The filing timeline is also different. If you know about the conflict before the meeting, you should file your written memorandum with the minutes-keeper before the meeting begins, and the memorandum must be provided immediately to the other board members. If the conflict only becomes apparent during the meeting, you must disclose it orally on the spot and then file the written memorandum within 15 days. Either way, the form gets read publicly at the next meeting after it is filed.1Florida Commission on Ethics. CE Form 8B – Memorandum of Voting Conflict for County, Municipal, and Other Local Public Officers

How to Complete Form 8B

The form is a single page available as a PDF on the Florida Commission on Ethics website at ethics.state.fl.us under the “Current Forms” section.3Florida Commission on Ethics. Current Forms and Filing Information You can fill it out electronically or print and complete it by hand. The form has two main parts: the identifying information at the top and the narrative disclosure at the bottom.

Header Fields

The top section asks for straightforward administrative details:1Florida Commission on Ethics. CE Form 8B – Memorandum of Voting Conflict for County, Municipal, and Other Local Public Officers

  • Date on which vote occurred: The calendar date of the meeting where the conflicting measure came up.
  • Name of board, council, commission, authority, or committee: The full official name of the body you serve on.
  • Name of political subdivision: The county, city, or other local government your board falls under.
  • Your name and mailing address: Your legal name as it appears in your official capacity.

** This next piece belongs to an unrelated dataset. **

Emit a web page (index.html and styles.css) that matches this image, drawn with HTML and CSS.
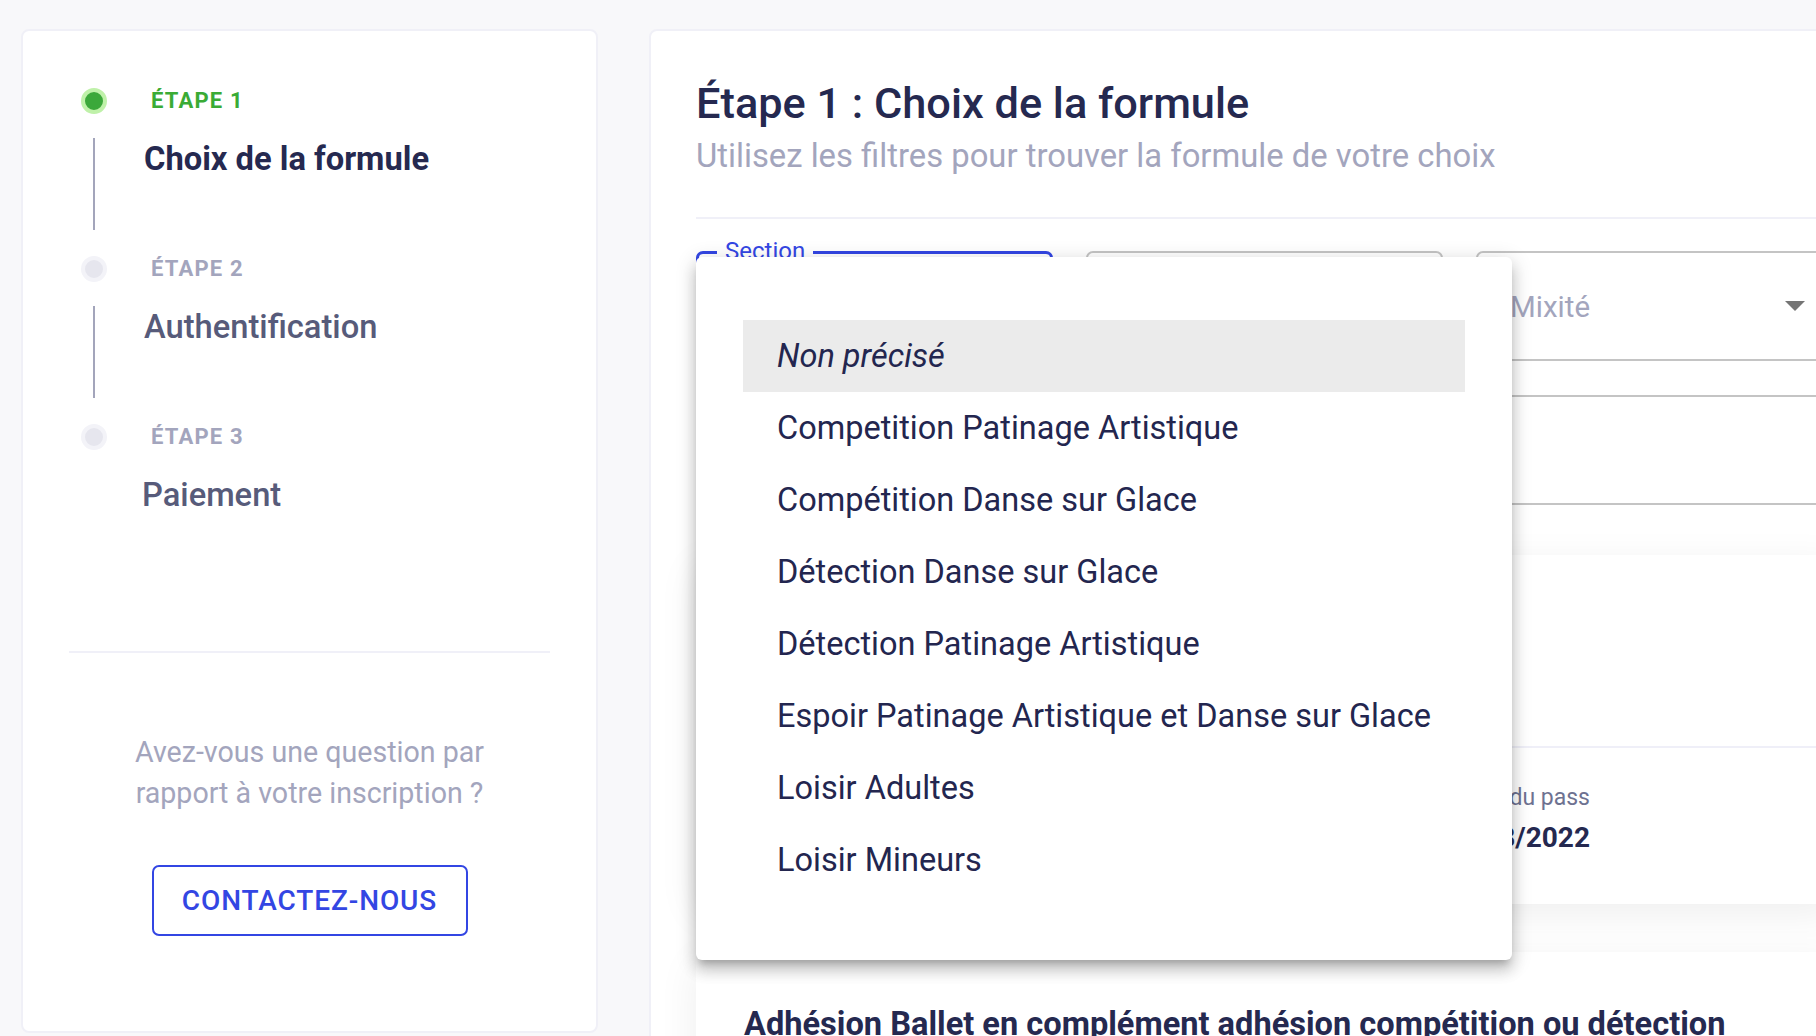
FILE: index.html
```html
<!DOCTYPE html>
<html lang="fr">
<head>
<meta charset="utf-8">
<title>Inscription - Choix de la formule</title>
<link rel="stylesheet" href="styles.css">
</head>
<body>
<div class="page">
  <aside class="side-card">
    <ol class="steps">
      <li class="step step--active">
        <div class="step-head"><span class="dot"></span><span class="step-label">ÉTAPE 1</span></div>
        <div class="step-body"><span class="connector"></span><span class="step-title">Choix de la formule</span></div>
      </li>
      <li class="step">
        <div class="step-head"><span class="dot"></span><span class="step-label">ÉTAPE 2</span></div>
        <div class="step-body"><span class="connector"></span><span class="step-title">Authentification</span></div>
      </li>
      <li class="step">
        <div class="step-head"><span class="dot"></span><span class="step-label">ÉTAPE 3</span></div>
        <div class="step-body"><span class="connector"></span><span class="step-title step-title--last">Paiement</span></div>
      </li>
    </ol>
    <hr class="side-divider">
    <p class="help">Avez-vous une question par rapport à votre inscription ?</p>
    <button class="contact" type="button">CONTACTEZ-NOUS</button>
  </aside>

  <main class="main-card">
    <h1 class="main-title">Étape 1 : Choix de la formule</h1>
    <p class="subtitle">Utilisez les filtres pour trouver la formule de votre choix</p>
    <hr class="main-divider">

    <div class="filters">
      <div class="field field--focused"><span class="field-label">Section</span></div>
      <div class="field"></div>
      <div class="field"><span class="placeholder">Mixité</span>
        <svg class="arrow" width="20" height="10" viewBox="0 0 20 10"><path d="M0 0 L10 10 L20 0 Z" fill="#757575"/></svg>
      </div>
      <div class="field"></div>
      <div class="field"></div>
      <div class="field"></div>
    </div>

    <section class="offer offer--first">
      <div class="offer-top"></div>
      <div class="offer-divider"></div>
      <div class="info-row">
        <div class="info"><span class="info-label">Date de fin du pass</span><span class="info-value">31/08/2022</span></div>
      </div>
    </section>

    <section class="offer offer--second">
      <h2 class="offer-title">Adhésion Ballet en complément adhésion compétition ou détection</h2>
    </section>
  </main>

  <ul class="menu">
    <li class="menu-item menu-item--selected">Non précisé</li>
    <li class="menu-item">Competition Patinage Artistique</li>
    <li class="menu-item">Compétition Danse sur Glace</li>
    <li class="menu-item">Détection Danse sur Glace</li>
    <li class="menu-item">Détection Patinage Artistique</li>
    <li class="menu-item">Espoir Patinage Artistique et Danse sur Glace</li>
    <li class="menu-item">Loisir Adultes</li>
    <li class="menu-item">Loisir Mineurs</li>
  </ul>
</div>
</body>
</html>
```

FILE: styles.css
```css
* { box-sizing: border-box; }

html, body {
  margin: 0;
  width: 1816px;
  height: 1036px;
  overflow: hidden;
  background: #f8f8fa;
  font-family: Roboto, "Noto Sans", "Liberation Sans", sans-serif;
}

.page {
  position: relative;
  display: flex;
  align-items: flex-start;
  gap: 51px;
  padding: 29px 0 0 21px;
  height: 1036px;
}

/* ---------- Sidebar ---------- */
.side-card {
  flex: 0 0 577px;
  height: 1004px;
  background: #fff;
  border: 2px solid #f0f0f7;
  border-radius: 8px;
  padding: 57px 46px 0;
}

.steps {
  list-style: none;
  margin: 0;
  padding: 0 0 0 12px;
}

.step-head {
  display: flex;
  align-items: center;
  height: 26px;
}

.dot {
  flex: 0 0 26px;
  width: 26px;
  height: 26px;
  border-radius: 50%;
  border: 4px solid #f3f3f8;
  background: #e6e6ee;
}

.step--active .dot {
  border-color: #bff1a9;
  background: #3ba83a;
}

.step-label {
  margin-left: 44px;
  margin-top: -2px;
  font-size: 22px;
  font-weight: 700;
  letter-spacing: 1.2px;
  color: #a3a5bd;
}

.step--active .step-label { color: #3aab35; }

.step-body {
  display: flex;
  align-items: flex-start;
  height: 142px;
}

.connector {
  flex: 0 0 2px;
  height: 92px;
  margin: 24px 12px 0;
  background: #a3a5bb;
}

.step:last-child .connector { visibility: hidden; }

.step-title {
  margin: 25px 0 0 37px;
  font-size: 32.7px;
  line-height: 40px;
  font-weight: 500;
  color: #575b7a;
}

.step--active .step-title {
  font-weight: 700;
  color: #252950;
}

.step-title--last { margin-left: 35px; }

.side-divider {
  border: 0;
  height: 2px;
  margin: 59px 0 0;
  background: #f0f0f8;
}

.help {
  margin: 79px auto 0;
  max-width: 390px;
  text-align: center;
  font-size: 28.6px;
  line-height: 41px;
  color: #a3a5bd;
}

.contact {
  display: flex;
  align-items: center;
  justify-content: center;
  width: 316px;
  height: 71px;
  margin: 51px auto 0;
  border: 2px solid #3346e3;
  border-radius: 7px;
  background: #fff;
  color: #3346e3;
  font-family: Roboto, sans-serif;
  font-size: 28px;
  font-weight: 500;
  letter-spacing: 0.9px;
}

/* ---------- Main ---------- */
.main-card {
  flex: 0 0 1235px;
  height: 1100px;
  background: #fff;
  border: 2px solid #f0f0f7;
  border-radius: 8px;
  padding: 48px 45px 0;
}

.main-title {
  margin: 0;
  font-size: 43.3px;
  line-height: 49px;
  font-weight: 500;
  color: #252950;
}

.subtitle {
  margin: 7px 0 0;
  font-size: 32.8px;
  line-height: 42px;
  color: #a3a5bd;
}

.main-divider {
  border: 0;
  height: 2px;
  margin: 40px 0 0;
  background: #f0f0f8;
}

.filters {
  display: grid;
  grid-template-columns: repeat(3, 357px);
  gap: 34px 33px;
  margin-top: 32px;
}

.field {
  position: relative;
  display: flex;
  align-items: center;
  height: 110px;
  padding: 0 26px 0 32px;
  border: 2px solid #c4c4c4;
  border-radius: 7px;
}

.field--focused {
  border: 3px solid #3346e3;
  padding-left: 31px;
}

.field-label {
  position: absolute;
  top: -15px;
  left: 18px;
  padding: 0 8px;
  background: #fff;
  font-size: 24px;
  line-height: 24px;
  color: #3346e3;
}

.placeholder {
  flex: 1;
  margin-top: 2px;
  font-size: 29.5px;
  color: #a3a5bd;
}

.arrow { flex: 0 0 20px; }

.offer {
  background: #fff;
  border-radius: 8px;
  box-shadow: 0 10px 40px rgba(0, 0, 0, 0.07);
  padding: 0 48px;
}

.offer--first { margin-top: 50px; }

.offer-top { height: 191px; }

.offer-title {
  margin: 0;
  font-size: 32.6px;
  line-height: 36px;
  font-weight: 700;
  color: #252950;
  white-space: nowrap;
}

.offer-divider {
  height: 2px;
  margin: 0 -48px;
  background: #efeff8;
}

.info-row {
  display: flex;
  justify-content: flex-end;
  padding: 35px 199px 49px 0;
}

.info {
  display: flex;
  flex-direction: column;
  align-items: flex-end;
}

.info-label {
  font-size: 23px;
  line-height: 30px;
  color: #6e7291;
}

.info-value {
  margin-top: 8px;
  font-size: 28px;
  line-height: 34px;
  font-weight: 700;
  color: #252950;
}

.offer--second {
  margin-top: 48px;
  height: 200px;
  padding-top: 54px;
}

/* ---------- Dropdown menu ---------- */
.menu {
  position: absolute;
  left: 696px;
  top: 257px;
  width: 816px;
  margin: 0;
  padding: 63px 47px 64px;
  list-style: none;
  background: #fff;
  border-radius: 6px;
  box-shadow: 0 7px 7px -4px rgba(0, 0, 0, 0.2),
              0 11px 14px 1px rgba(0, 0, 0, 0.14),
              0 4px 19px 3px rgba(0, 0, 0, 0.12);
}

.menu-item {
  display: flex;
  align-items: center;
  height: 72px;
  padding-left: 34px;
  font-size: 32.5px;
  color: #23264f;
  white-space: nowrap;
}

.menu-item--selected {
  background: #ebebeb;
  font-style: italic;
}
```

Conflict Category Checkboxes

Next, you check one or more boxes indicating whose gain or loss created the conflict. The options are:

  • The measure inured to your own special private gain or loss.
  • The measure inured to the special gain or loss of your business associate (you write in the name).
  • The measure inured to the special gain or loss of a relative (you write in the name).
  • The measure inured to the special gain or loss of a principal by whom you are retained (you write in the name).
  • The measure inured to the special gain or loss of a parent, subsidiary, or sibling organization of a principal that has retained you (you write in the name).

Check every category that applies. If a contract benefits both you personally and a business associate, check both boxes.1Florida Commission on Ethics. CE Form 8B – Memorandum of Voting Conflict for County, Municipal, and Other Local Public Officers

Narrative Description

The bottom section is a blank space where you describe the nature of the conflict in your own words. This is the part that trips people up. Write plainly and specifically: identify the measure that was voted on, explain the connection between the measure and your private interest, and state why that connection created a financial benefit or harm. A vague statement like “I have a business interest” is not enough. Something like “I own a commercial lot adjacent to the parcel being rezoned, and the rezoning would likely increase the market value of my property” gives a future reader everything they need to understand the conflict.

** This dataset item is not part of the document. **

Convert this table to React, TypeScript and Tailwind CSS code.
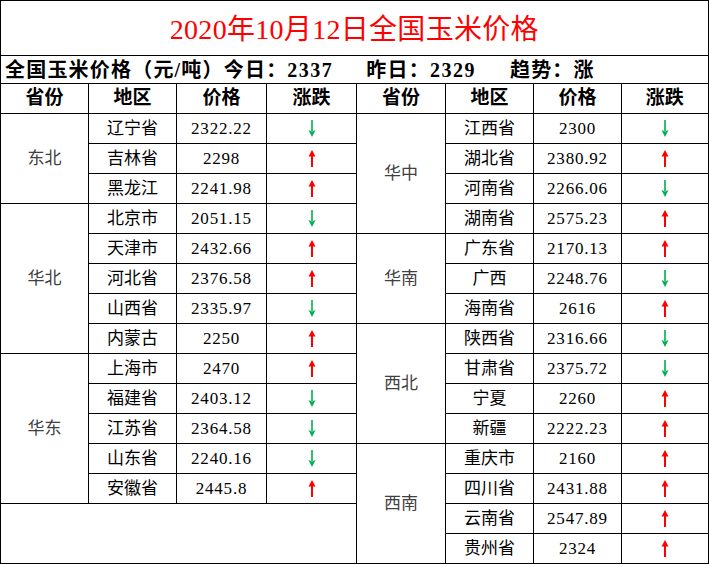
import React from "react";

type Row = { name: string; price: string; up: boolean };

const left: Row[] = [
  { name: "辽宁省", price: "2322.22", up: false },
  { name: "吉林省", price: "2298", up: true },
  { name: "黑龙江", price: "2241.98", up: true },
  { name: "北京市", price: "2051.15", up: false },
  { name: "天津市", price: "2432.66", up: true },
  { name: "河北省", price: "2376.58", up: true },
  { name: "山西省", price: "2335.97", up: false },
  { name: "内蒙古", price: "2250", up: true },
  { name: "上海市", price: "2470", up: true },
  { name: "福建省", price: "2403.12", up: false },
  { name: "江苏省", price: "2364.58", up: false },
  { name: "山东省", price: "2240.16", up: false },
  { name: "安徽省", price: "2445.8", up: true },
];

const right: Row[] = [
  { name: "江西省", price: "2300", up: false },
  { name: "湖北省", price: "2380.92", up: true },
  { name: "河南省", price: "2266.06", up: false },
  { name: "湖南省", price: "2575.23", up: true },
  { name: "广东省", price: "2170.13", up: true },
  { name: "广西", price: "2248.76", up: false },
  { name: "海南省", price: "2616", up: true },
  { name: "陕西省", price: "2316.66", up: false },
  { name: "甘肃省", price: "2375.72", up: false },
  { name: "宁夏", price: "2260", up: true },
  { name: "新疆", price: "2222.23", up: true },
  { name: "重庆市", price: "2160", up: true },
  { name: "四川省", price: "2431.88", up: true },
  { name: "云南省", price: "2547.89", up: true },
  { name: "贵州省", price: "2324", up: true },
];

// area label starts: row index -> [label, span]
const leftAreas: Record<number, [string, number]> = {
  0: ["东北", 3],
  3: ["华北", 5],
  8: ["华东", 5],
};
const rightAreas: Record<number, [string, number]> = {
  0: ["华中", 4],
  4: ["华南", 3],
  7: ["西北", 4],
  11: ["西南", 4],
};

function Arrow({ up }: { up: boolean }) {
  if (up) {
    return (
      <svg width="8" height="17" viewBox="0 0 8 17" className="mx-auto block">
        <polygon points="4,0 7.5,6.5 0.5,6.5" fill="#ff0000" />
        <rect x="3" y="5" width="2" height="12" fill="#ff0000" />
      </svg>
    );
  }
  return (
    <svg width="8" height="17" viewBox="0 0 8 17" className="mx-auto block">
      <rect x="3.2" y="0" width="1.6" height="11" fill="#00b050" />
      <polygon points="0.5,10 4,11.5 7.5,10 4,17" fill="#00b050" />
    </svg>
  );
}

const cell = "border border-black p-0 text-center align-middle";
const serif = "font-['Liberation_Serif','Noto_Sans_CJK_SC',serif]";

function DataCells({ r }: { r: Row }) {
  return (
    <>
      <td className={`${cell} text-[17px]`}>{r.name}</td>
      <td className={`${cell} text-[17px] tracking-[0.8px]`}>{r.price}</td>
      <td className={cell}>
        <Arrow up={r.up} />
      </td>
    </>
  );
}

export default function App() {
  const rows = Array.from({ length: 15 }, (_, i) => i);
  return (
    <div className={`w-[709px] h-[564px] bg-white text-black ${serif}`}>
      <table className="table-fixed border-collapse w-[708px] border-r-2 border-b-2 border-black">
        <colgroup>
          <col className="w-[88px]" />
          <col className="w-[88px]" />
          <col className="w-[90px]" />
          <col className="w-[90px]" />
          <col className="w-[89px]" />
          <col className="w-[88px]" />
          <col className="w-[88px]" />
          <col className="w-[87px]" />
        </colgroup>
        <tbody>
          <tr className="h-[55px]">
            <td colSpan={8} className={`${cell} text-[28px] tracking-[0.3px] text-[#ff0000] pt-1`}>
              2020年10月12日全国玉米价格
            </td>
          </tr>
          <tr className="h-[28px]">
            <td colSpan={8} className={`${cell} text-left pl-[4px] text-[20px] font-bold leading-none whitespace-nowrap`}>
              <span className="tracking-[1.2px]">全国玉米价格（元/吨）今日：</span>
              <span className="tracking-[1.5px]">2337</span>
              <span className="ml-[33px] tracking-[1.2px]">昨日：</span>
              <span className="tracking-[1.5px]">2329</span>
              <span className="ml-[34px] tracking-[1.2px]">趋势：涨</span>
            </td>
          </tr>
          <tr className="h-[30px]">
            {["省份", "地区", "价格", "涨跌", "省份", "地区", "价格", "涨跌"].map((h, i) => (
              <td key={i} className={`${cell} text-[19px] font-bold`}>
                {h}
              </td>
            ))}
          </tr>
          {rows.map((i) => (
            <tr key={i} className="h-[30px]">
              {leftAreas[i] && (
                <td rowSpan={leftAreas[i][1]} className={`${cell} text-[17px] text-[#404040]`}>
                  {leftAreas[i][0]}
                </td>
              )}
              {i < 13 && <DataCells r={left[i]} />}
              {i === 13 && <td colSpan={4} rowSpan={2} className={cell}></td>}
              {rightAreas[i] && (
                <td rowSpan={rightAreas[i][1]} className={`${cell} text-[17px] text-[#404040]`}>
                  {rightAreas[i][0]}
                </td>
              )}
              <DataCells r={right[i]} />
            </tr>
          ))}
        </tbody>
      </table>
    </div>
  );
}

Sign and date the form at the bottom. The signature authenticates the disclosure and makes it a public record upon filing.

Filing and Public Reading

Deliver the completed Form 8B to the person responsible for recording the minutes of your board — usually the clerk or board secretary. For elected local officers, the deadline is within 15 days after the vote occurs. For appointed officers who knew about the conflict in advance, the form should be filed before the meeting; if the conflict was discovered at the meeting, the 15-day window applies after the oral disclosure.2Florida Legislature. Florida Code 112.3143 – Voting Conflicts

Once filed, the clerk incorporates the form into the official meeting minutes. At the next meeting held after filing, the memorandum must be read publicly into the record.1Florida Commission on Ethics. CE Form 8B – Memorandum of Voting Conflict for County, Municipal, and Other Local Public Officers This public reading gives constituents who were not present at the original meeting a chance to hear the disclosure. After reading, the form becomes part of the permanent minutes and is available for public inspection.

Penalties for Not Filing

The Florida Commission on Ethics investigates complaints but does not directly impose penalties. Instead, it makes findings and recommendations to the appropriate disciplinary authority — the Governor, the body itself, or another official with removal power.4Florida Commission on Ethics. Guide to the Sunshine Amendment and Code of Ethics for Public Officers and Employees The consequences are civil, not criminal, but they can be severe.

For a public officer found to have violated the voting conflict requirements, the range of possible penalties under Section 112.317 includes:5Florida Legislature. Florida Code 112.317 – Penalties

  • Removal or suspension from office
  • Impeachment
  • Public censure and reprimand
  • Salary forfeiture: Up to one-third of monthly salary for up to 12 months.
  • Civil penalty: Up to $20,000.
  • Restitution: Repayment of any financial benefits received because of the violation.

For appointed officers who are treated as employees rather than officers, the statute adds dismissal, suspension without pay for up to 90 days, demotion, and salary reduction as additional options.5Florida Legislature. Florida Code 112.317 – Penalties The practical risk goes beyond these formal sanctions — an ethics complaint becomes a public record, and the investigation alone can consume months and require legal representation.

Common Mistakes to Avoid

The most frequent error is treating abstention as a complete solution. Officers who quietly skip a vote without making an oral announcement and filing Form 8B have not satisfied the statute. Both the spoken disclosure and the written memorandum are independently required.2Florida Legislature. Florida Code 112.3143 – Voting Conflicts

Another common problem is a vague narrative section. The point of the written description is to let any member of the public understand the connection between the vote and your private interest. If your description could apply to half the board, it is not specific enough. Name the property, the contract, the business relationship, or the family member — whatever creates the conflict.

Appointed officers sometimes forget that their obligation goes beyond voting. If you are on an advisory board and you lobby other members about a measure that affects your finances, you have “participated” under the statute even though you never cast a vote. The prohibition covers any attempt to influence the outcome, written or spoken.

Finally, watch the calendar. The 15-day filing deadline runs from the date of the vote (for elected officers) or the date of oral disclosure (for appointed officers who learned of the conflict at the meeting). Missing that window does not erase the obligation — it just means you have an untimely filing that could itself become the basis of an ethics complaint.